SUPPLIED INFORMATION ->
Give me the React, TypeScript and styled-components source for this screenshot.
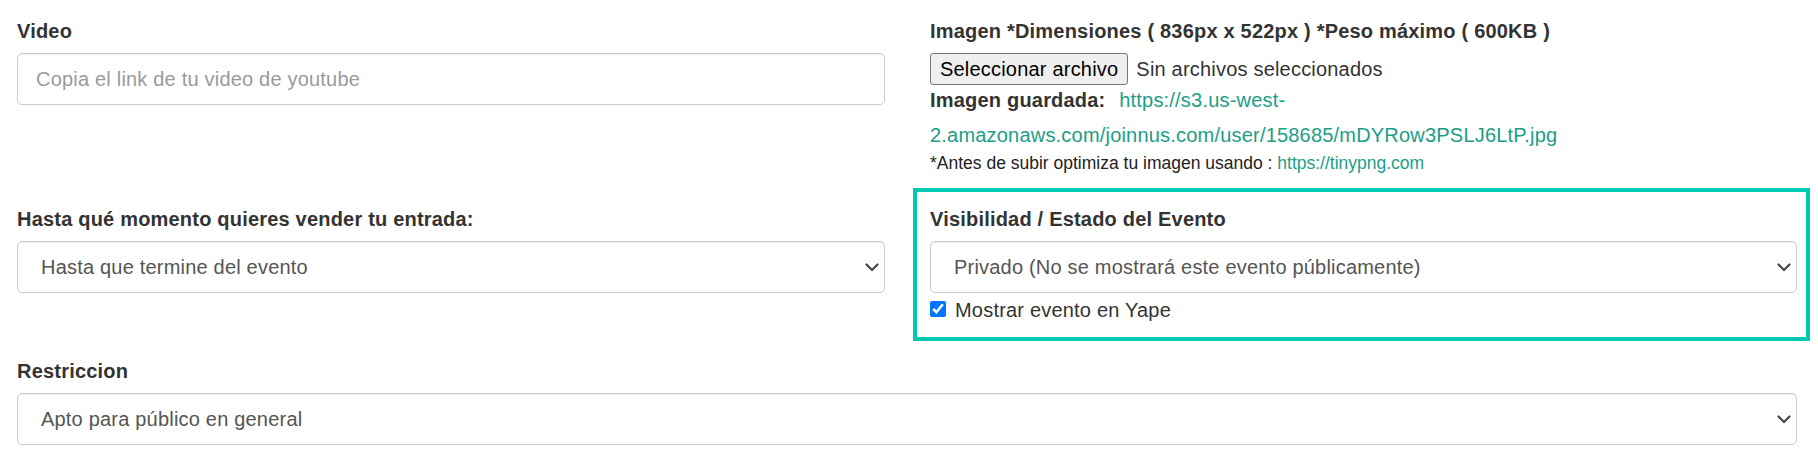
import React from "react";
import styled, { createGlobalStyle } from "styled-components";

const GlobalStyle = createGlobalStyle`
  html, body { margin: 0; padding: 0; background: #ffffff; }
  body {
    font-family: "Liberation Sans", Arial, Helvetica, sans-serif;
    font-size: 20px;
    line-height: 28px;
    letter-spacing: 0.2px;
    color: #333333;
  }
  *, *::before, *::after { box-sizing: border-box; }
`;

const Page = styled.div`
  padding: 17px 21px 0 17px;
`;

const Row = styled.div<{ $mt?: number }>`
  display: grid;
  grid-template-columns: 868px 867px;
  column-gap: 45px;
  margin-top: ${(p) => p.$mt ?? 0}px;
`;

const FullRow = styled.div<{ $mt?: number }>`
  display: flex;
  flex-direction: column;
  margin-top: ${(p) => p.$mt ?? 0}px;
`;

const Field = styled.div`
  display: flex;
  flex-direction: column;
  min-width: 0;
`;

const HighlightField = styled(Field)`
  position: relative;
  &::after {
    content: "";
    position: absolute;
    top: -17px;
    bottom: -17px;
    left: -17px;
    right: -13px;
    border: 4px solid #00cbb2;
    pointer-events: none;
  }
`;

const Label = styled.label`
  display: block;
  font-weight: 700;
  line-height: 28px;
  margin-bottom: 8px;
  color: #333333;
`;

const TextInput = styled.input`
  width: 100%;
  height: 52px;
  border: 1px solid #cccccc;
  border-radius: 5px;
  padding: 0 18px;
  font-family: inherit;
  font-size: 20px;
  letter-spacing: 0.2px;
  color: #555555;
  background: #ffffff;
  box-shadow: inset 0 1px 1px rgba(0, 0, 0, 0.075);
  outline: none;
  &::placeholder {
    color: #9a9a9a;
  }
`;

const SelectWrap = styled.div`
  position: relative;
  width: 100%;
`;

const Select = styled.select`
  appearance: none;
  -webkit-appearance: none;
  width: 100%;
  height: 52px;
  border: 1px solid #cccccc;
  border-radius: 5px;
  padding: 0 40px 0 23px;
  font-family: inherit;
  font-size: 20px;
  letter-spacing: 0.2px;
  color: #555555;
  background: #ffffff;
  box-shadow: inset 0 1px 1px rgba(0, 0, 0, 0.075);
  outline: none;
`;

const Chevron = styled.svg`
  position: absolute;
  right: 6px;
  top: 50%;
  width: 14px;
  height: 9px;
  margin-top: -4px;
  pointer-events: none;
`;

const FileRow = styled.div`
  display: flex;
  align-items: center;
  gap: 8px;
  height: 32px;
`;

const FileButton = styled.button`
  height: 32px;
  padding: 0 9px;
  border: 1px solid #767676;
  border-radius: 3px;
  background: #efefef;
  font-family: inherit;
  font-size: 20px;
  letter-spacing: 0.2px;
  line-height: 1;
  color: #000000;
`;

const FileStatus = styled.span`
  color: #333333;
`;

const Saved = styled.div`
  margin-top: 1px;
  line-height: 28px;
`;

const SavedLabel = styled.label`
  display: inline-block;
  font-weight: 700;
  margin-bottom: 7px;
  margin-right: 8px;
  color: #333333;
`;

const Link = styled.a`
  color: #1b9e88;
  text-decoration: none;
`;

const Hint = styled.p`
  margin: 2px 0 0;
  font-size: 17.5px;
  line-height: 25px;
  letter-spacing: 0;
  color: #222222;
`;

const CheckLine = styled.label`
  display: flex;
  align-items: center;
  gap: 9px;
  margin-top: 3px;
  line-height: 28px;
  color: #333333;
`;

const Check = styled.input`
  width: 16px;
  height: 16px;
  margin: 0 0 2px 0;
  flex: none;
`;

const Dropdown: React.FC<{ options: string[] }> = ({ options }) => (
  <SelectWrap>
    <Select defaultValue={options[0]}>
      {options.map((o) => (
        <option key={o} value={o}>
          {o}
        </option>
      ))}
    </Select>
    <Chevron viewBox="0 0 14 9" aria-hidden="true">
      <polyline
        points="1.5,1.5 7,7 12.5,1.5"
        fill="none"
        stroke="#444444"
        strokeWidth="2.2"
        strokeLinecap="round"
        strokeLinejoin="round"
      />
    </Chevron>
  </SelectWrap>
);

export default function App() {
  return (
    <>
      <GlobalStyle />
      <Page>
        <Row>
          <Field>
            <Label>Video</Label>
            <TextInput type="text" placeholder="Copia el link de tu video de youtube" />
          </Field>
          <Field>
            <Label>Imagen *Dimensiones ( 836px x 522px ) *Peso máximo ( 600KB )</Label>
            <FileRow>
              <FileButton type="button">Seleccionar archivo</FileButton>
              <FileStatus>Sin archivos seleccionados</FileStatus>
            </FileRow>
            <Saved>
              <SavedLabel>Imagen guardada:</SavedLabel>{" "}
              <Link href="#">
                https://s3.us-west-
                <br />
                2.amazonaws.com/joinnus.com/user/158685/mDYRow3PSLJ6LtP.jpg
              </Link>
            </Saved>
            <Hint>
              *Antes de subir optimiza tu imagen usando : <Link href="#">https://tinypng.com</Link>
            </Hint>
          </Field>
        </Row>
        <Row $mt={29}>
          <Field>
            <Label>Hasta qué momento quieres vender tu entrada:</Label>
            <Dropdown options={["Hasta que termine del evento"]} />
          </Field>
          <HighlightField>
            <Label>Visibilidad / Estado del Evento</Label>
            <Dropdown options={["Privado (No se mostrará este evento públicamente)"]} />
            <CheckLine>
              <Check type="checkbox" defaultChecked />
              Mostrar evento en Yape
            </CheckLine>
          </HighlightField>
        </Row>
        <FullRow $mt={33}>
          <Label>Restriccion</Label>
          <Dropdown options={["Apto para público en general"]} />
        </FullRow>
      </Page>
    </>
  );
}
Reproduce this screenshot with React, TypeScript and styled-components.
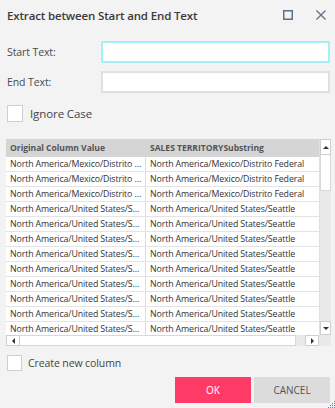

EXERCISE DETAILS ->
Retype all entries exactly as they appear, dropping the images.

RESULT OF THE EXERCISE ->
Give me the React, TypeScript and styled-components source for this screenshot.
import React from "react";
import styled, { createGlobalStyle } from "styled-components";

const GlobalStyle = createGlobalStyle`
  html, body { margin: 0; padding: 0; background: #ffffff; }
  body {
    font-family: "Liberation Sans", Arial, Helvetica, sans-serif;
    font-size: 20px;
    line-height: 28px;
    letter-spacing: 0.2px;
    color: #333333;
  }
  *, *::before, *::after { box-sizing: border-box; }
`;

const Page = styled.div`
  padding: 17px 21px 0 17px;
`;

const Row = styled.div<{ $mt?: number }>`
  display: grid;
  grid-template-columns: 868px 867px;
  column-gap: 45px;
  margin-top: ${(p) => p.$mt ?? 0}px;
`;

const FullRow = styled.div<{ $mt?: number }>`
  display: flex;
  flex-direction: column;
  margin-top: ${(p) => p.$mt ?? 0}px;
`;

const Field = styled.div`
  display: flex;
  flex-direction: column;
  min-width: 0;
`;

const HighlightField = styled(Field)`
  position: relative;
  &::after {
    content: "";
    position: absolute;
    top: -17px;
    bottom: -17px;
    left: -17px;
    right: -13px;
    border: 4px solid #00cbb2;
    pointer-events: none;
  }
`;

const Label = styled.label`
  display: block;
  font-weight: 700;
  line-height: 28px;
  margin-bottom: 8px;
  color: #333333;
`;

const TextInput = styled.input`
  width: 100%;
  height: 52px;
  border: 1px solid #cccccc;
  border-radius: 5px;
  padding: 0 18px;
  font-family: inherit;
  font-size: 20px;
  letter-spacing: 0.2px;
  color: #555555;
  background: #ffffff;
  box-shadow: inset 0 1px 1px rgba(0, 0, 0, 0.075);
  outline: none;
  &::placeholder {
    color: #9a9a9a;
  }
`;

const SelectWrap = styled.div`
  position: relative;
  width: 100%;
`;

const Select = styled.select`
  appearance: none;
  -webkit-appearance: none;
  width: 100%;
  height: 52px;
  border: 1px solid #cccccc;
  border-radius: 5px;
  padding: 0 40px 0 23px;
  font-family: inherit;
  font-size: 20px;
  letter-spacing: 0.2px;
  color: #555555;
  background: #ffffff;
  box-shadow: inset 0 1px 1px rgba(0, 0, 0, 0.075);
  outline: none;
`;

const Chevron = styled.svg`
  position: absolute;
  right: 6px;
  top: 50%;
  width: 14px;
  height: 9px;
  margin-top: -4px;
  pointer-events: none;
`;

const FileRow = styled.div`
  display: flex;
  align-items: center;
  gap: 8px;
  height: 32px;
`;

const FileButton = styled.button`
  height: 32px;
  padding: 0 9px;
  border: 1px solid #767676;
  border-radius: 3px;
  background: #efefef;
  font-family: inherit;
  font-size: 20px;
  letter-spacing: 0.2px;
  line-height: 1;
  color: #000000;
`;

const FileStatus = styled.span`
  color: #333333;
`;

const Saved = styled.div`
  margin-top: 1px;
  line-height: 28px;
`;

const SavedLabel = styled.label`
  display: inline-block;
  font-weight: 700;
  margin-bottom: 7px;
  margin-right: 8px;
  color: #333333;
`;

const Link = styled.a`
  color: #1b9e88;
  text-decoration: none;
`;

const Hint = styled.p`
  margin: 2px 0 0;
  font-size: 17.5px;
  line-height: 25px;
  letter-spacing: 0;
  color: #222222;
`;

const CheckLine = styled.label`
  display: flex;
  align-items: center;
  gap: 9px;
  margin-top: 3px;
  line-height: 28px;
  color: #333333;
`;

const Check = styled.input`
  width: 16px;
  height: 16px;
  margin: 0 0 2px 0;
  flex: none;
`;

const Dropdown: React.FC<{ options: string[] }> = ({ options }) => (
  <SelectWrap>
    <Select defaultValue={options[0]}>
      {options.map((o) => (
        <option key={o} value={o}>
          {o}
        </option>
      ))}
    </Select>
    <Chevron viewBox="0 0 14 9" aria-hidden="true">
      <polyline
        points="1.5,1.5 7,7 12.5,1.5"
        fill="none"
        stroke="#444444"
        strokeWidth="2.2"
        strokeLinecap="round"
        strokeLinejoin="round"
      />
    </Chevron>
  </SelectWrap>
);

export default function App() {
  return (
    <>
      <GlobalStyle />
      <Page>
        <Row>
          <Field>
            <Label>Video</Label>
            <TextInput type="text" placeholder="Copia el link de tu video de youtube" />
          </Field>
          <Field>
            <Label>Imagen *Dimensiones ( 836px x 522px ) *Peso máximo ( 600KB )</Label>
            <FileRow>
              <FileButton type="button">Seleccionar archivo</FileButton>
              <FileStatus>Sin archivos seleccionados</FileStatus>
            </FileRow>
            <Saved>
              <SavedLabel>Imagen guardada:</SavedLabel>{" "}
              <Link href="#">
                https://s3.us-west-
                <br />
                2.amazonaws.com/joinnus.com/user/158685/mDYRow3PSLJ6LtP.jpg
              </Link>
            </Saved>
            <Hint>
              *Antes de subir optimiza tu imagen usando : <Link href="#">https://tinypng.com</Link>
            </Hint>
          </Field>
        </Row>
        <Row $mt={29}>
          <Field>
            <Label>Hasta qué momento quieres vender tu entrada:</Label>
            <Dropdown options={["Hasta que termine del evento"]} />
          </Field>
          <HighlightField>
            <Label>Visibilidad / Estado del Evento</Label>
            <Dropdown options={["Privado (No se mostrará este evento públicamente)"]} />
            <CheckLine>
              <Check type="checkbox" defaultChecked />
              Mostrar evento en Yape
            </CheckLine>
          </HighlightField>
        </Row>
        <FullRow $mt={33}>
          <Label>Restriccion</Label>
          <Dropdown options={["Apto para público en general"]} />
        </FullRow>
      </Page>
    </>
  );
}
Reproduce this screenshot with React, TypeScript and styled-components.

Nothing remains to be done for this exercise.